The eighth generation Australian Muslim abused on the street and told to “go back where she came from”.
The Muslim men at a footy match marched out by police and questioned for using their phones “suspiciously”.
The senior Muslim cleric detained by Customs for no clear reason.
The bomb threat signed “Australian Defence League” sent to an Islamic centre.
Muslims raided and detained by NSW Police and then released without charge, henceforth stigmatised as “terror suspects”.
Muslims told to leave the country if they want to follow sharia law by an opportunistic politician who doesn’t actually know what sharia law is.
Muslim women told they don’t have the right to dress as they please by government backbenchers.
Muslims vilified as practising a religion of hatred and murder by a far-right News Corp columnist. Muslims vilified as practising “hatred, thuggery and racism” by a far-right Fairfax columnist.
“Some in the media have even argued that an individual victim’s beheading would somehow be more psychologically damaging to Australia than mass-casualty attacks — a homeopathic approach to terrorism in which ever-smaller numbers of actual victims produces ever-greater damage and fear.”
The harassment and vilification of Muslims isn’t merely the actions of a few neo-Nazi nutjobs or shrill talkback callers. It’s coming from all over. The footy fan who thinks Lebanese men using phones is automatically suspicious. The police who act on this “tip”. The politicians who seize on terror raids to vent their weird obsessions with Muslim women. The media figures who hope to harvest clicks by demonising Muslims.
Demonising Muslims not for anything they have done, but for who they are.
Prime Minister Tony Abbott and Attorney-General George Brandis have rightly sought to take an inclusive approach toward the Muslim community’s role in being able to stop extremism, and government ministers repeatedly emphasised terrorism was unrelated to religion and called for calm. But at other times Brandis has inflamed, not calmed things, with his over-the-top rhetoric. To insist, as the Attorney-General did yesterday, that the current terror threat was greater than the risks of the Cold War is a new height in War on Terror hysteria, from the man who gave us the “existential threat” of some thugs whose idea of a terrorist strike is a random murder of an individual. Even libertarian Senator David Leyonhjelm, who has adopted an appropriately sceptical view of Brandis’ proposed extensions of anti-terrorism laws, has bought into the inflated rhetoric by accusing the government of “appeasing” Muslims — presumably an odd form of appeasement that consists of police raids.
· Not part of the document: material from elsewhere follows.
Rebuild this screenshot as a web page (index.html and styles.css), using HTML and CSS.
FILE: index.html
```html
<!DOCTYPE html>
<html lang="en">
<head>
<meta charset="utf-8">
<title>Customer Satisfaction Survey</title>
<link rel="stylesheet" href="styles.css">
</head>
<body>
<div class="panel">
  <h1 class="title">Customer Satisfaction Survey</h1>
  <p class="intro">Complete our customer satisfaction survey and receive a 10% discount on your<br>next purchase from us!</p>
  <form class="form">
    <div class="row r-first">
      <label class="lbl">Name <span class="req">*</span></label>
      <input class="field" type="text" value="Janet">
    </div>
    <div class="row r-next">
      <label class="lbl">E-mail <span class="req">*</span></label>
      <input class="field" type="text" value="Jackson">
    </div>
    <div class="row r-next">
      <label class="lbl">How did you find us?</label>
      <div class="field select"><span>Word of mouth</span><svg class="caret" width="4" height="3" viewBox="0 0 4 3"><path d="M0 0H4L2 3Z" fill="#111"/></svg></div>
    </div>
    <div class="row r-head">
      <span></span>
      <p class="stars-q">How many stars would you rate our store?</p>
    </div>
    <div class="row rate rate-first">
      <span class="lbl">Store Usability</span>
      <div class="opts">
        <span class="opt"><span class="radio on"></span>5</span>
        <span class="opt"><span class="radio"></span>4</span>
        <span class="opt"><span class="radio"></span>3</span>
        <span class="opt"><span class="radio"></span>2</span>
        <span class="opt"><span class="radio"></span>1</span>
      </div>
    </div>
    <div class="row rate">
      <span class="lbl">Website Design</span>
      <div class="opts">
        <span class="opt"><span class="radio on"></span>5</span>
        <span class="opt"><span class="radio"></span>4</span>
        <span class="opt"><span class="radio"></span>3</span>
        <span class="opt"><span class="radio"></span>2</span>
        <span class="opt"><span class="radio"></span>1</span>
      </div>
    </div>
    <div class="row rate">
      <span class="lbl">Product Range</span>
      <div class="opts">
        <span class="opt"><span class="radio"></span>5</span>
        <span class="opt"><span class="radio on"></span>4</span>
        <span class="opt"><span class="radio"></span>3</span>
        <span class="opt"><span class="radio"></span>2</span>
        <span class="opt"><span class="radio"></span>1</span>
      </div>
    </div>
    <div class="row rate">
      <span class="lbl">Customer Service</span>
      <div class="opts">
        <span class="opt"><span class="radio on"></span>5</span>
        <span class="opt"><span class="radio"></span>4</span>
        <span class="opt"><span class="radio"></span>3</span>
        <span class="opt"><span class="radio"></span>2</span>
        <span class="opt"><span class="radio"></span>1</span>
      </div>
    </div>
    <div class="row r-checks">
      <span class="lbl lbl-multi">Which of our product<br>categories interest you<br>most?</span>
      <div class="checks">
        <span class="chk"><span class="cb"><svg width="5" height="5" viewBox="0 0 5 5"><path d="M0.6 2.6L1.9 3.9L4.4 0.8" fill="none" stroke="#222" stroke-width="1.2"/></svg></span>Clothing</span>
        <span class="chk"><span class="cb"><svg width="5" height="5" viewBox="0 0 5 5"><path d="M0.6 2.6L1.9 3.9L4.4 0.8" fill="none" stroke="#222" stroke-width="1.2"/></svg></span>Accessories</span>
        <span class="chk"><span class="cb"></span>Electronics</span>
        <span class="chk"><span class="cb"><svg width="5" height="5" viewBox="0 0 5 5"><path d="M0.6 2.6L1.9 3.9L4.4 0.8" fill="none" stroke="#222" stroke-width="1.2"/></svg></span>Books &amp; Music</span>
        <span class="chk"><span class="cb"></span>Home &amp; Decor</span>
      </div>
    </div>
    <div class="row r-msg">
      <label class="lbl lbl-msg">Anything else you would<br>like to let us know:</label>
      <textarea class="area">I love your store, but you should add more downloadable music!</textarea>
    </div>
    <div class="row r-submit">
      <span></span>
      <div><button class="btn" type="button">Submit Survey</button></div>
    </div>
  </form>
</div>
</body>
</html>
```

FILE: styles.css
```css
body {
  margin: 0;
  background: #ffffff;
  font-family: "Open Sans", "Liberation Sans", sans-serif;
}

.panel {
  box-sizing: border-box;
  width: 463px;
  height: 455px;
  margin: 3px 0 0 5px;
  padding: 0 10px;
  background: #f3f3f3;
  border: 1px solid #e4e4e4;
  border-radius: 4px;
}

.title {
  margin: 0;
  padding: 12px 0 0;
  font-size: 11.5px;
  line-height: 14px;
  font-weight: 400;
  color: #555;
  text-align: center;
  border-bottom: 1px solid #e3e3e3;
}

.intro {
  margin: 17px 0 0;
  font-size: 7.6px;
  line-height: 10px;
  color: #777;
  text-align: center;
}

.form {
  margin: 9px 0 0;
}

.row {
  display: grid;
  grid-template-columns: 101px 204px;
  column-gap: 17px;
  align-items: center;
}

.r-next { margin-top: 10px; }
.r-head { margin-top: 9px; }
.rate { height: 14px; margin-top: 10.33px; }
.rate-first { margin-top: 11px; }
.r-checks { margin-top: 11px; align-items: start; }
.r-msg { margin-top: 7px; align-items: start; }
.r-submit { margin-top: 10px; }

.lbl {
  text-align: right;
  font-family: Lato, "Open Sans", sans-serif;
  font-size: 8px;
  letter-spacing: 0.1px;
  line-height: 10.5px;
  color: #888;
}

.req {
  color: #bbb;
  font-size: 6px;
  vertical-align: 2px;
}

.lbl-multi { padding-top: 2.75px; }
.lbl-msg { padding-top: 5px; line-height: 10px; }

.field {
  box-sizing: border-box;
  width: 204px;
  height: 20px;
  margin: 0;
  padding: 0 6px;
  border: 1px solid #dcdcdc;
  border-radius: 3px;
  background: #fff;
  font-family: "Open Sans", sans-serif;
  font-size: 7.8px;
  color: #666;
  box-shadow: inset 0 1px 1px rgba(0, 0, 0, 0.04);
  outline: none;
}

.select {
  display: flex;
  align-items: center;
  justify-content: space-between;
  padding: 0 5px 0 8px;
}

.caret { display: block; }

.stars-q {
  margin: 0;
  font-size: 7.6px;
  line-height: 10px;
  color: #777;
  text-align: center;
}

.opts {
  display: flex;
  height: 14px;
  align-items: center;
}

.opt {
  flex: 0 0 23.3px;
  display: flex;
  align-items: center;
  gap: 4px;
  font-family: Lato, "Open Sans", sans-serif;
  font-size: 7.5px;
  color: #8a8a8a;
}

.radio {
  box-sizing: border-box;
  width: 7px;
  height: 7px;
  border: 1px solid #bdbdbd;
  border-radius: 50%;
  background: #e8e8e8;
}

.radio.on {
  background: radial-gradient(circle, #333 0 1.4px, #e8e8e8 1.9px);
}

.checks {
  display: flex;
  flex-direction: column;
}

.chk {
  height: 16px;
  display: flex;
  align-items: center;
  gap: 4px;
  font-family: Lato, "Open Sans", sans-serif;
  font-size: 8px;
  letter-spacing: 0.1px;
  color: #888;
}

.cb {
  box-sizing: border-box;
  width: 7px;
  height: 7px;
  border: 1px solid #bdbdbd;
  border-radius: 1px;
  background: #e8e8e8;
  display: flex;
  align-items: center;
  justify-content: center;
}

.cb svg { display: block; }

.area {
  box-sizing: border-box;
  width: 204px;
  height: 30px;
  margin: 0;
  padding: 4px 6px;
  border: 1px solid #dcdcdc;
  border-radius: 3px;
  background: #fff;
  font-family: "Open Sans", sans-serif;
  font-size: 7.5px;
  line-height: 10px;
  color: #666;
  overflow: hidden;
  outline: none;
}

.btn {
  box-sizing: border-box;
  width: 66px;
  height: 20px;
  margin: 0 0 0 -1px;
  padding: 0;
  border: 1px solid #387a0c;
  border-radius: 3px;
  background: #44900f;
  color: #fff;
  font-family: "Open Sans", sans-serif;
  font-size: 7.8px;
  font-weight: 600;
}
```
Nor have the media helped. Even without extreme commentators attacking Muslims, the breathless reporting of every detail, whether fabricated, mistaken or correct, relating to possible terrorist incidents only makes the atmosphere more febrile, especially with the peculiar media obsession with beheading. Even if there’s no evidence for such a clumsy form of terrorism, inside each Muslim terrorist there is now, apparently, a beheader. Some in the media have even argued that an individual victim’s beheading would somehow be more psychologically damaging to Australia than mass-casualty attacks — a homeopathic approach to terrorism in which ever-smaller numbers of actual victims produces ever-greater damage and fear. And the media appears to have only a binary understanding of terrorism: you’re either a sword-wielding Muslim fundamentalist or you’re not, with no understanding of the demonstrated recurring role of mental illness in Western terrorists, or how expressing unpopular political views does not immediately mean one is a “terror suspect”.
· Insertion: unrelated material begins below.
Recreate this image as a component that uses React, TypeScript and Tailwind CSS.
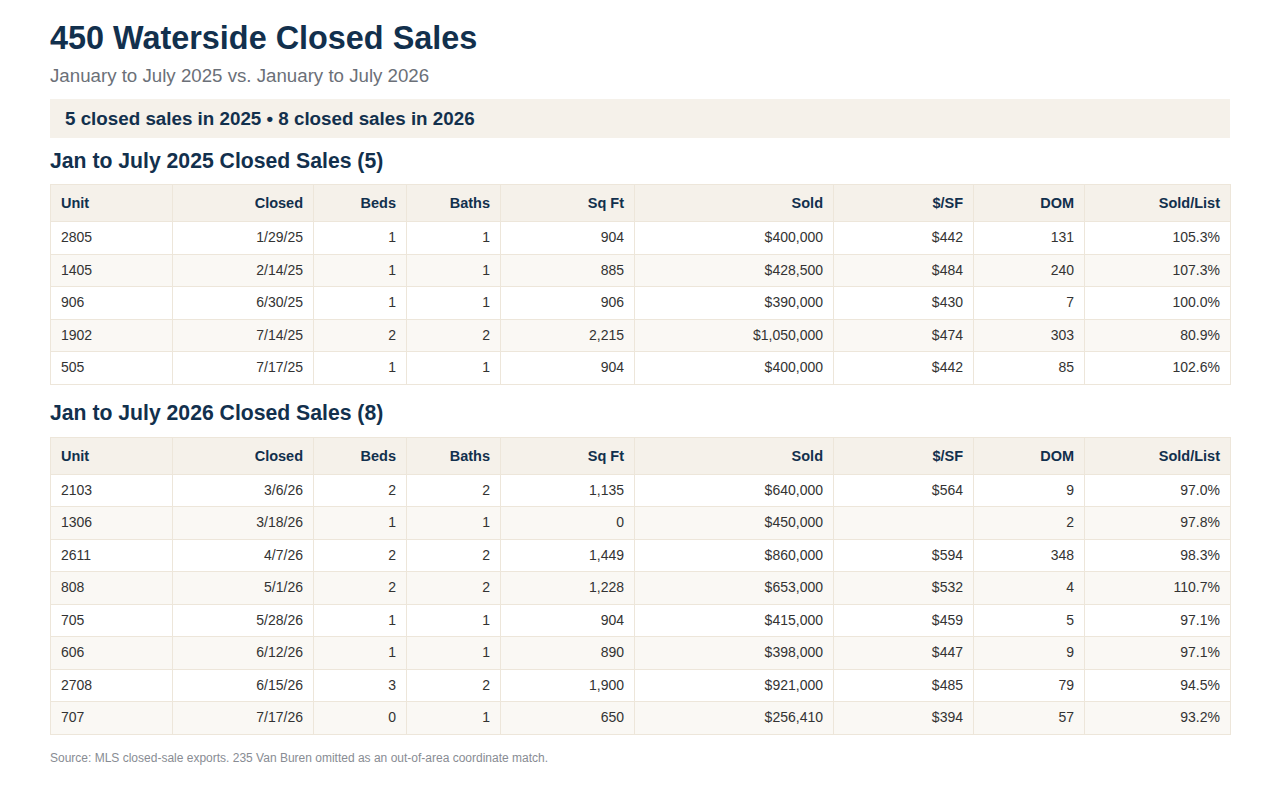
import React from "react";

type Row = string[];

const cols = [
  { h: "Unit", w: "w-[122px]", left: true },
  { h: "Closed", w: "w-[141px]" },
  { h: "Beds", w: "w-[93px]" },
  { h: "Baths", w: "w-[94px]" },
  { h: "Sq Ft", w: "w-[134px]" },
  { h: "Sold", w: "w-[199px]" },
  { h: "$/SF", w: "w-[140px]" },
  { h: "DOM", w: "w-[111px]" },
  { h: "Sold/List", w: "w-[146px]" },
];

const t2025: Row[] = [
  ["2805", "1/29/25", "1", "1", "904", "$400,000", "$442", "131", "105.3%"],
  ["1405", "2/14/25", "1", "1", "885", "$428,500", "$484", "240", "107.3%"],
  ["906", "6/30/25", "1", "1", "906", "$390,000", "$430", "7", "100.0%"],
  ["1902", "7/14/25", "2", "2", "2,215", "$1,050,000", "$474", "303", "80.9%"],
  ["505", "7/17/25", "1", "1", "904", "$400,000", "$442", "85", "102.6%"],
];

const t2026: Row[] = [
  ["2103", "3/6/26", "2", "2", "1,135", "$640,000", "$564", "9", "97.0%"],
  ["1306", "3/18/26", "1", "1", "0", "$450,000", "", "2", "97.8%"],
  ["2611", "4/7/26", "2", "2", "1,449", "$860,000", "$594", "348", "98.3%"],
  ["808", "5/1/26", "2", "2", "1,228", "$653,000", "$532", "4", "110.7%"],
  ["705", "5/28/26", "1", "1", "904", "$415,000", "$459", "5", "97.1%"],
  ["606", "6/12/26", "1", "1", "890", "$398,000", "$447", "9", "97.1%"],
  ["2708", "6/15/26", "3", "2", "1,900", "$921,000", "$485", "79", "94.5%"],
  ["707", "7/17/26", "0", "1", "650", "$256,410", "$394", "57", "93.2%"],
];

function SalesTable({ rows }: { rows: Row[] }) {
  return (
    <table className="w-[1180px] border-collapse table-fixed text-[14px]">
      <thead>
        <tr className="bg-[#f5f1ea]">
          {cols.map((c) => (
            <th
              key={c.h}
              className={`${c.w} border border-[#ede6da] px-[10px] py-[8px] leading-[20px] text-[14.5px] font-bold text-[#12304d] ${
                c.left ? "text-left" : "text-right"
              }`}
            >
              {c.h}
            </th>
          ))}
        </tr>
      </thead>
      <tbody>
        {rows.map((r, i) => (
          <tr key={i} className={i % 2 === 1 ? "bg-[#faf8f4]" : "bg-white"}>
            {r.map((v, j) => (
              <td
                key={j}
                className={`border border-[#ede6da] px-[10px] py-[6px] leading-[19.5px] text-[#333333] ${
                  j === 0 ? "text-left" : "text-right"
                }`}
              >
                {v}
              </td>
            ))}
          </tr>
        ))}
      </tbody>
    </table>
  );
}

export default function App() {
  return (
    <div
      className="min-h-[786px] bg-white px-[50px] pt-[19px]"
      style={{ fontFamily: '"Liberation Sans", Arial, Helvetica, sans-serif' }}
    >
      <h1 className="text-[32.4px] leading-[38px] font-bold text-[#12304d]">
        450 Waterside Closed Sales
      </h1>
      <p className="mt-[8px] text-[18.7px] leading-[22px] text-[#6b7078]">
        January to July 2025 vs. January to July 2026
      </p>
      <div className="mt-[12px] w-[1180px] bg-[#f5f1ea] pl-[15px] py-[8px] text-[18.8px] leading-[23px] font-bold text-[#12304d]">
        5 closed sales in 2025 • 8 closed sales in 2026
      </div>
      <h2 className="mt-[11px] mb-[11px] text-[21.2px] leading-[24px] font-bold text-[#12304d]">
        Jan to July 2025 Closed Sales (5)
      </h2>
      <SalesTable rows={t2025} />
      <h2 className="mt-[16px] mb-[12px] text-[21.2px] leading-[24px] font-bold text-[#12304d]">
        Jan to July 2026 Closed Sales (8)
      </h2>
      <SalesTable rows={t2026} />
      <p className="mt-[15px] text-[12px] leading-[16px] text-[#888c93]">
        Source: MLS closed-sale exports. 235 Van Buren omitted as an out-of-area coordinate match.
      </p>
    </div>
  );
}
Put aside fairness and decency toward our Muslim citizens, if nothing else, there’s a growing risk that the constant attention, harassment and demonisation of a single community will alienate, isolate and enrage people who may already be at risk of being turned to extremism, the people already convinced Australia is targeting Muslims, whether here or overseas. This is the very problem, supposedly, we’re trying to address. The government appears at best torn on this — anxious to call for calm and discourage the vilification of Muslims, but eager to whip up fear in order to expedite the passage of its terror laws and provide a justification for its involvement in Iraq. So many of us, including in the media, seem hell-bent on creating the very conditions that encourage extremism and alienation, right here in Australia.